→ **Aim**
Your copy of the material below should match it exactly, except that it holds no pictures.

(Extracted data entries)
-------
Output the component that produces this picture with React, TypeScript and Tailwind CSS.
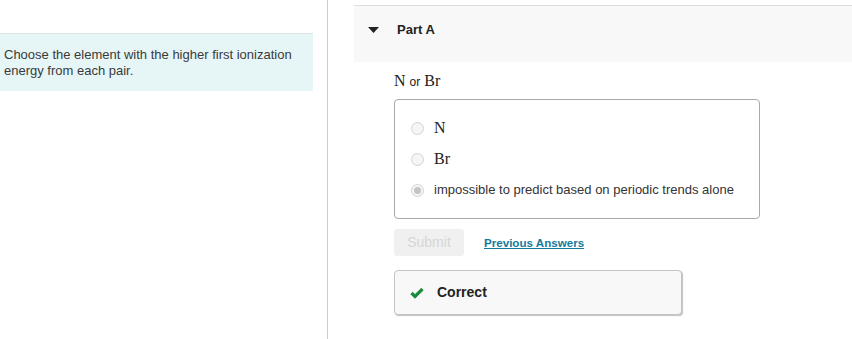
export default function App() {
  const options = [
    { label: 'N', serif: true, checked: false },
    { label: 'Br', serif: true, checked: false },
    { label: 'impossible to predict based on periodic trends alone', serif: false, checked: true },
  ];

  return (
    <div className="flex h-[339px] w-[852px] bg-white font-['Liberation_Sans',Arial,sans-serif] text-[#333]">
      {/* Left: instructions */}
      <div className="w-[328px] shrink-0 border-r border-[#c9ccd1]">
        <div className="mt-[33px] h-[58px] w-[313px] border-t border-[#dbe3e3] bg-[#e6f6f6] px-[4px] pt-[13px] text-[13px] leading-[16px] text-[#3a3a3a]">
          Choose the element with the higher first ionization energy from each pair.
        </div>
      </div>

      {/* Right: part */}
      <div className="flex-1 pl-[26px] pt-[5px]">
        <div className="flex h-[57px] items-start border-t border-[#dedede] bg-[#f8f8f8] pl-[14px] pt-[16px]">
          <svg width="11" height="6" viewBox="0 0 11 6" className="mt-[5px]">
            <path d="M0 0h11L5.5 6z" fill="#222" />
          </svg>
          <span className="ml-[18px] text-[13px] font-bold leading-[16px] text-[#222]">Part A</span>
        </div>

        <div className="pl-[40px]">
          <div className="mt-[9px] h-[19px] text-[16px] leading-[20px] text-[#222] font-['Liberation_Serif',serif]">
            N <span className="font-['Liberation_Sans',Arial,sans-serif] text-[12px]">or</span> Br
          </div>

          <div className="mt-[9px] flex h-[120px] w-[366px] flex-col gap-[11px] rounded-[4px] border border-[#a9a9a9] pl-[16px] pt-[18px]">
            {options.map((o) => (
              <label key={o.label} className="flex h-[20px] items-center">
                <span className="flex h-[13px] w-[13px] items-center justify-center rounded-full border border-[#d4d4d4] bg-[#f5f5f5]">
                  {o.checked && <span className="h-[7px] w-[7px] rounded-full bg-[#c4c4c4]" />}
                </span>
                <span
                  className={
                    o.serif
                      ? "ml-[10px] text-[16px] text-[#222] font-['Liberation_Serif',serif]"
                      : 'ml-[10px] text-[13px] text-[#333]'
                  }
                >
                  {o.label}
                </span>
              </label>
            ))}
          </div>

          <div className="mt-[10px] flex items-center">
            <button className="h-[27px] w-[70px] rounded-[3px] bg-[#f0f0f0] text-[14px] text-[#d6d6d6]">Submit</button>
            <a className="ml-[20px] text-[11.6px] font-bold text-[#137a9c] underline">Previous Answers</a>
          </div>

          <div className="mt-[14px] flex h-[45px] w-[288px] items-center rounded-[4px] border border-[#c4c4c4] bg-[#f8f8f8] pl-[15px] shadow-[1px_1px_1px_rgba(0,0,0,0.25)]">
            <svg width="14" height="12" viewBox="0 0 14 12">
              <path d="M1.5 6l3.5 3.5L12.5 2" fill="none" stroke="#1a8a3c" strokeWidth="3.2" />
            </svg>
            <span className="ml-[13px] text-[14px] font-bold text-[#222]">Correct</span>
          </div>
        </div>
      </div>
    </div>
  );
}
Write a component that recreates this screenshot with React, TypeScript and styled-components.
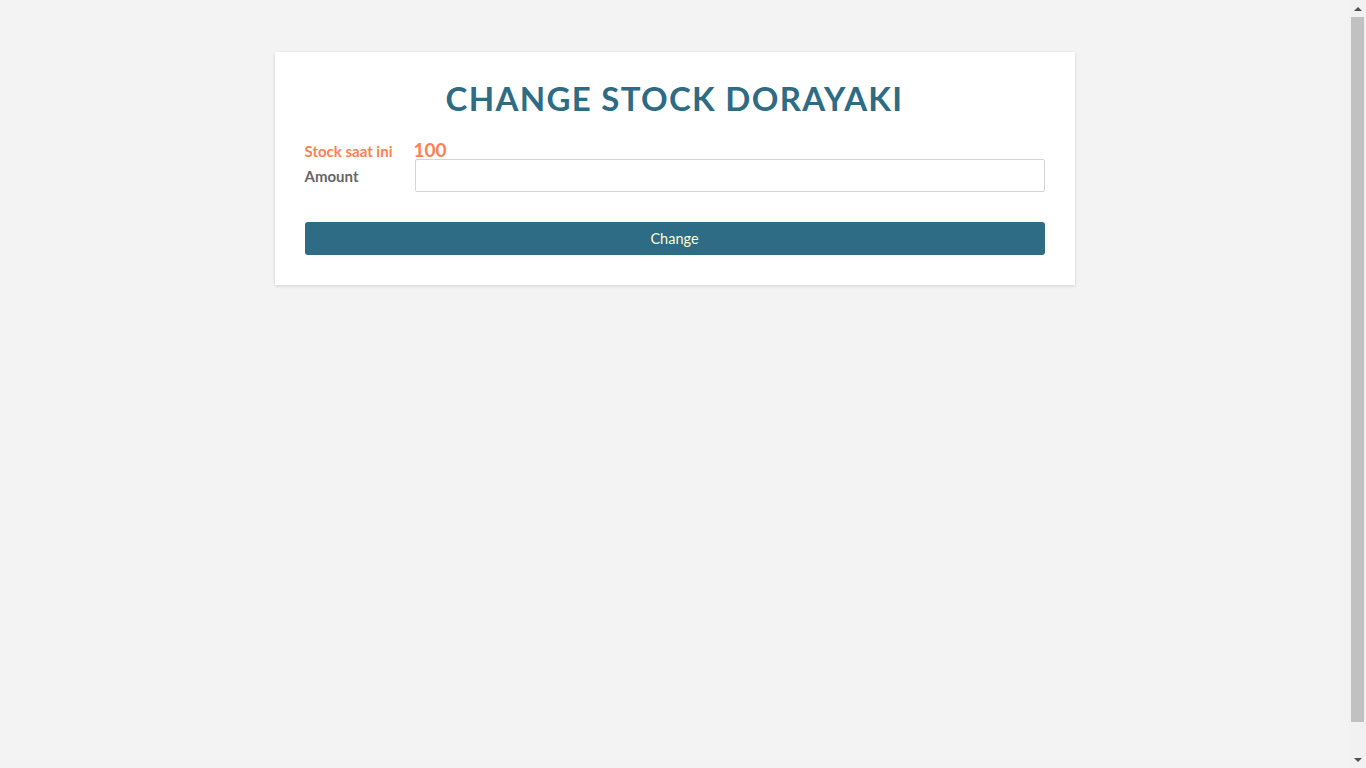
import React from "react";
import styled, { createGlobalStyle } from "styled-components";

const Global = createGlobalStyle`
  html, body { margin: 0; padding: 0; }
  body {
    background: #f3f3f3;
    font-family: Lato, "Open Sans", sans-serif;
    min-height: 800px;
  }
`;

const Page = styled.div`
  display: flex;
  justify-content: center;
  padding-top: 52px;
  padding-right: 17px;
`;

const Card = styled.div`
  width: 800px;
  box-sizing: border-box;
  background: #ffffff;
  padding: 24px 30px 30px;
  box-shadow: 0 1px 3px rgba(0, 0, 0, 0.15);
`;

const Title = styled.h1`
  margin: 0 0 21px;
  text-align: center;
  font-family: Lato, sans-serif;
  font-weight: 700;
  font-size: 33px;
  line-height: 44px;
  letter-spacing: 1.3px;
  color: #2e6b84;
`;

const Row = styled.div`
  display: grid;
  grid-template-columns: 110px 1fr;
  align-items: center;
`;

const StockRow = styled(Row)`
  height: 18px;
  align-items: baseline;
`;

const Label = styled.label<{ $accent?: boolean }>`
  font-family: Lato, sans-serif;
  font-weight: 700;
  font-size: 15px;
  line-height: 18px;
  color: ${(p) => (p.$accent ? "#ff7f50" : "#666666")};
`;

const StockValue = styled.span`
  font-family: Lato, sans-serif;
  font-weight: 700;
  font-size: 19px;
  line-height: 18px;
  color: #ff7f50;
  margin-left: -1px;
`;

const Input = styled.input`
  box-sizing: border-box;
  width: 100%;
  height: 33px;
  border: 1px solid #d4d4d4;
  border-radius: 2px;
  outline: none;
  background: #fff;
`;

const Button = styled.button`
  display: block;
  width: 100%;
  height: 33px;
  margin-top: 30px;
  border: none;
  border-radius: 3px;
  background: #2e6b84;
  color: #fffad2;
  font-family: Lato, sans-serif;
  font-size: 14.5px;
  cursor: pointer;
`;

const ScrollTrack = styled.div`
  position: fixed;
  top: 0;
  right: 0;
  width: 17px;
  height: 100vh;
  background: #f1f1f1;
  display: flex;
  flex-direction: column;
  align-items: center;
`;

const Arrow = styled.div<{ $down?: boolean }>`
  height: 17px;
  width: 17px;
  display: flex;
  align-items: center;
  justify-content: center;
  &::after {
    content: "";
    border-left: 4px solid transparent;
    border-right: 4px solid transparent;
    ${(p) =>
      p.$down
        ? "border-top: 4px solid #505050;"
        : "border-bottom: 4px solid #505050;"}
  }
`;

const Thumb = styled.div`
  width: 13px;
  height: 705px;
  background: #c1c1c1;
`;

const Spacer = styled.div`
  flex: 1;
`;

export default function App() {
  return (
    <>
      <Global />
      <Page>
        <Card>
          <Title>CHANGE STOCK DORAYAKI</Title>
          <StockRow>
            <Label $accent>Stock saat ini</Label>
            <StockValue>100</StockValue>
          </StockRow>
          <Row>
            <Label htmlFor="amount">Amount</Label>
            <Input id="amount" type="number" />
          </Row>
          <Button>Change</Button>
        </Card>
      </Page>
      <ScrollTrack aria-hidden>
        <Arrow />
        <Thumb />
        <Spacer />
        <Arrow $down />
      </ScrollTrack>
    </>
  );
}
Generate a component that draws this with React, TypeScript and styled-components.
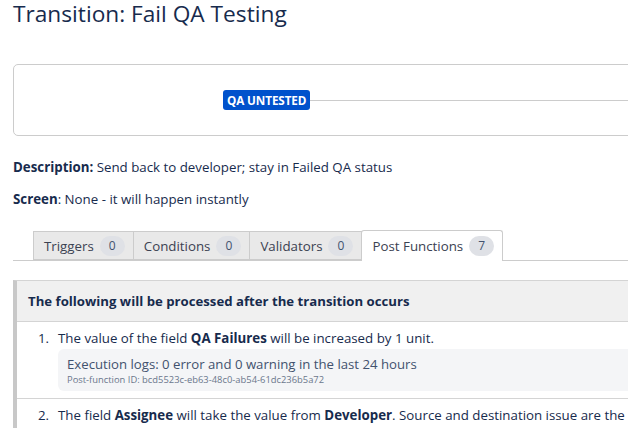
-------
→ **Answer to the problem**
Output the component that produces this picture with React, TypeScript and Tailwind CSS.
export default function App() {
  const options = [
    { label: 'N', serif: true, checked: false },
    { label: 'Br', serif: true, checked: false },
    { label: 'impossible to predict based on periodic trends alone', serif: false, checked: true },
  ];

  return (
    <div className="flex h-[339px] w-[852px] bg-white font-['Liberation_Sans',Arial,sans-serif] text-[#333]">
      {/* Left: instructions */}
      <div className="w-[328px] shrink-0 border-r border-[#c9ccd1]">
        <div className="mt-[33px] h-[58px] w-[313px] border-t border-[#dbe3e3] bg-[#e6f6f6] px-[4px] pt-[13px] text-[13px] leading-[16px] text-[#3a3a3a]">
          Choose the element with the higher first ionization energy from each pair.
        </div>
      </div>

      {/* Right: part */}
      <div className="flex-1 pl-[26px] pt-[5px]">
        <div className="flex h-[57px] items-start border-t border-[#dedede] bg-[#f8f8f8] pl-[14px] pt-[16px]">
          <svg width="11" height="6" viewBox="0 0 11 6" className="mt-[5px]">
            <path d="M0 0h11L5.5 6z" fill="#222" />
          </svg>
          <span className="ml-[18px] text-[13px] font-bold leading-[16px] text-[#222]">Part A</span>
        </div>

        <div className="pl-[40px]">
          <div className="mt-[9px] h-[19px] text-[16px] leading-[20px] text-[#222] font-['Liberation_Serif',serif]">
            N <span className="font-['Liberation_Sans',Arial,sans-serif] text-[12px]">or</span> Br
          </div>

          <div className="mt-[9px] flex h-[120px] w-[366px] flex-col gap-[11px] rounded-[4px] border border-[#a9a9a9] pl-[16px] pt-[18px]">
            {options.map((o) => (
              <label key={o.label} className="flex h-[20px] items-center">
                <span className="flex h-[13px] w-[13px] items-center justify-center rounded-full border border-[#d4d4d4] bg-[#f5f5f5]">
                  {o.checked && <span className="h-[7px] w-[7px] rounded-full bg-[#c4c4c4]" />}
                </span>
                <span
                  className={
                    o.serif
                      ? "ml-[10px] text-[16px] text-[#222] font-['Liberation_Serif',serif]"
                      : 'ml-[10px] text-[13px] text-[#333]'
                  }
                >
                  {o.label}
                </span>
              </label>
            ))}
          </div>

          <div className="mt-[10px] flex items-center">
            <button className="h-[27px] w-[70px] rounded-[3px] bg-[#f0f0f0] text-[14px] text-[#d6d6d6]">Submit</button>
            <a className="ml-[20px] text-[11.6px] font-bold text-[#137a9c] underline">Previous Answers</a>
          </div>

          <div className="mt-[14px] flex h-[45px] w-[288px] items-center rounded-[4px] border border-[#c4c4c4] bg-[#f8f8f8] pl-[15px] shadow-[1px_1px_1px_rgba(0,0,0,0.25)]">
            <svg width="14" height="12" viewBox="0 0 14 12">
              <path d="M1.5 6l3.5 3.5L12.5 2" fill="none" stroke="#1a8a3c" strokeWidth="3.2" />
            </svg>
            <span className="ml-[13px] text-[14px] font-bold text-[#222]">Correct</span>
          </div>
        </div>
      </div>
    </div>
  );
}
Write a component that recreates this screenshot with React, TypeScript and styled-components.
import React from "react";
import styled, { createGlobalStyle } from "styled-components";

const Global = createGlobalStyle`
  html, body { margin: 0; padding: 0; }
  body {
    background: #f3f3f3;
    font-family: Lato, "Open Sans", sans-serif;
    min-height: 800px;
  }
`;

const Page = styled.div`
  display: flex;
  justify-content: center;
  padding-top: 52px;
  padding-right: 17px;
`;

const Card = styled.div`
  width: 800px;
  box-sizing: border-box;
  background: #ffffff;
  padding: 24px 30px 30px;
  box-shadow: 0 1px 3px rgba(0, 0, 0, 0.15);
`;

const Title = styled.h1`
  margin: 0 0 21px;
  text-align: center;
  font-family: Lato, sans-serif;
  font-weight: 700;
  font-size: 33px;
  line-height: 44px;
  letter-spacing: 1.3px;
  color: #2e6b84;
`;

const Row = styled.div`
  display: grid;
  grid-template-columns: 110px 1fr;
  align-items: center;
`;

const StockRow = styled(Row)`
  height: 18px;
  align-items: baseline;
`;

const Label = styled.label<{ $accent?: boolean }>`
  font-family: Lato, sans-serif;
  font-weight: 700;
  font-size: 15px;
  line-height: 18px;
  color: ${(p) => (p.$accent ? "#ff7f50" : "#666666")};
`;

const StockValue = styled.span`
  font-family: Lato, sans-serif;
  font-weight: 700;
  font-size: 19px;
  line-height: 18px;
  color: #ff7f50;
  margin-left: -1px;
`;

const Input = styled.input`
  box-sizing: border-box;
  width: 100%;
  height: 33px;
  border: 1px solid #d4d4d4;
  border-radius: 2px;
  outline: none;
  background: #fff;
`;

const Button = styled.button`
  display: block;
  width: 100%;
  height: 33px;
  margin-top: 30px;
  border: none;
  border-radius: 3px;
  background: #2e6b84;
  color: #fffad2;
  font-family: Lato, sans-serif;
  font-size: 14.5px;
  cursor: pointer;
`;

const ScrollTrack = styled.div`
  position: fixed;
  top: 0;
  right: 0;
  width: 17px;
  height: 100vh;
  background: #f1f1f1;
  display: flex;
  flex-direction: column;
  align-items: center;
`;

const Arrow = styled.div<{ $down?: boolean }>`
  height: 17px;
  width: 17px;
  display: flex;
  align-items: center;
  justify-content: center;
  &::after {
    content: "";
    border-left: 4px solid transparent;
    border-right: 4px solid transparent;
    ${(p) =>
      p.$down
        ? "border-top: 4px solid #505050;"
        : "border-bottom: 4px solid #505050;"}
  }
`;

const Thumb = styled.div`
  width: 13px;
  height: 705px;
  background: #c1c1c1;
`;

const Spacer = styled.div`
  flex: 1;
`;

export default function App() {
  return (
    <>
      <Global />
      <Page>
        <Card>
          <Title>CHANGE STOCK DORAYAKI</Title>
          <StockRow>
            <Label $accent>Stock saat ini</Label>
            <StockValue>100</StockValue>
          </StockRow>
          <Row>
            <Label htmlFor="amount">Amount</Label>
            <Input id="amount" type="number" />
          </Row>
          <Button>Change</Button>
        </Card>
      </Page>
      <ScrollTrack aria-hidden>
        <Arrow />
        <Thumb />
        <Spacer />
        <Arrow $down />
      </ScrollTrack>
    </>
  );
}
Generate a component that draws this with React, TypeScript and styled-components.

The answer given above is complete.